• _Problem to work on_:
Extract all lines containing "table".

····················

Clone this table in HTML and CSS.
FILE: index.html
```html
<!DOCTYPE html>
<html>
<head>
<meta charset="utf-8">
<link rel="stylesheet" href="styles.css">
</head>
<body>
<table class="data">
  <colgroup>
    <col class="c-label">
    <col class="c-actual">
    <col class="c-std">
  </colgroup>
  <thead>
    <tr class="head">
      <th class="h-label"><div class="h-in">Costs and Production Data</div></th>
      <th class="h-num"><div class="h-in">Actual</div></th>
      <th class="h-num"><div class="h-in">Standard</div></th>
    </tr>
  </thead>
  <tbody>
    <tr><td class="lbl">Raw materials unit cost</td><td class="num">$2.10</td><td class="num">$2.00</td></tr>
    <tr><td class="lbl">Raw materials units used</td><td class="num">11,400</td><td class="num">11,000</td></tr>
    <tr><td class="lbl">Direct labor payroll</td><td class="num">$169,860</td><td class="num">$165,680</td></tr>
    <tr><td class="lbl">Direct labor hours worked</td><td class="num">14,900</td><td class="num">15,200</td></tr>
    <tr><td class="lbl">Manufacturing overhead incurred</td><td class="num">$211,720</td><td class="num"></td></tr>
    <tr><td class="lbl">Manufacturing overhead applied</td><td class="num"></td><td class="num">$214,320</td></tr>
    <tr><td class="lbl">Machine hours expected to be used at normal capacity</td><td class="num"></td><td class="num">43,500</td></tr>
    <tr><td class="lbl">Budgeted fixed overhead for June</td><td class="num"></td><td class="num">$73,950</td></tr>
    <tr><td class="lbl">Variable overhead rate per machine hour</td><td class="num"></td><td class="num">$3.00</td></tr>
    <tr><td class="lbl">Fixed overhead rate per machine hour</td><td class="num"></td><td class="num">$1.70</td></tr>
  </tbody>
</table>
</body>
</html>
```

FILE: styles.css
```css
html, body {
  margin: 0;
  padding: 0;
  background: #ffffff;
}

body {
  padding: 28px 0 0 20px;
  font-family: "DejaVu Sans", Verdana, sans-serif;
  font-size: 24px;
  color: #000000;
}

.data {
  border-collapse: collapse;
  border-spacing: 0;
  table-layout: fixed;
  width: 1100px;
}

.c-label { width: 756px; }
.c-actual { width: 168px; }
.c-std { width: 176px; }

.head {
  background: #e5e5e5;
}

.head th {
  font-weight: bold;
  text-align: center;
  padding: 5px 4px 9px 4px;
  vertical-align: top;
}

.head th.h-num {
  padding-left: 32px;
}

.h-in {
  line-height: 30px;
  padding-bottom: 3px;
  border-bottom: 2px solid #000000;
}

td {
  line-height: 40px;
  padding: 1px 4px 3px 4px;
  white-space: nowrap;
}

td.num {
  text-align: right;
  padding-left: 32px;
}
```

····················

• _Task output_:
Clone this table in HTML and CSS.
<table class="data">
</table>
  table-layout: fixed;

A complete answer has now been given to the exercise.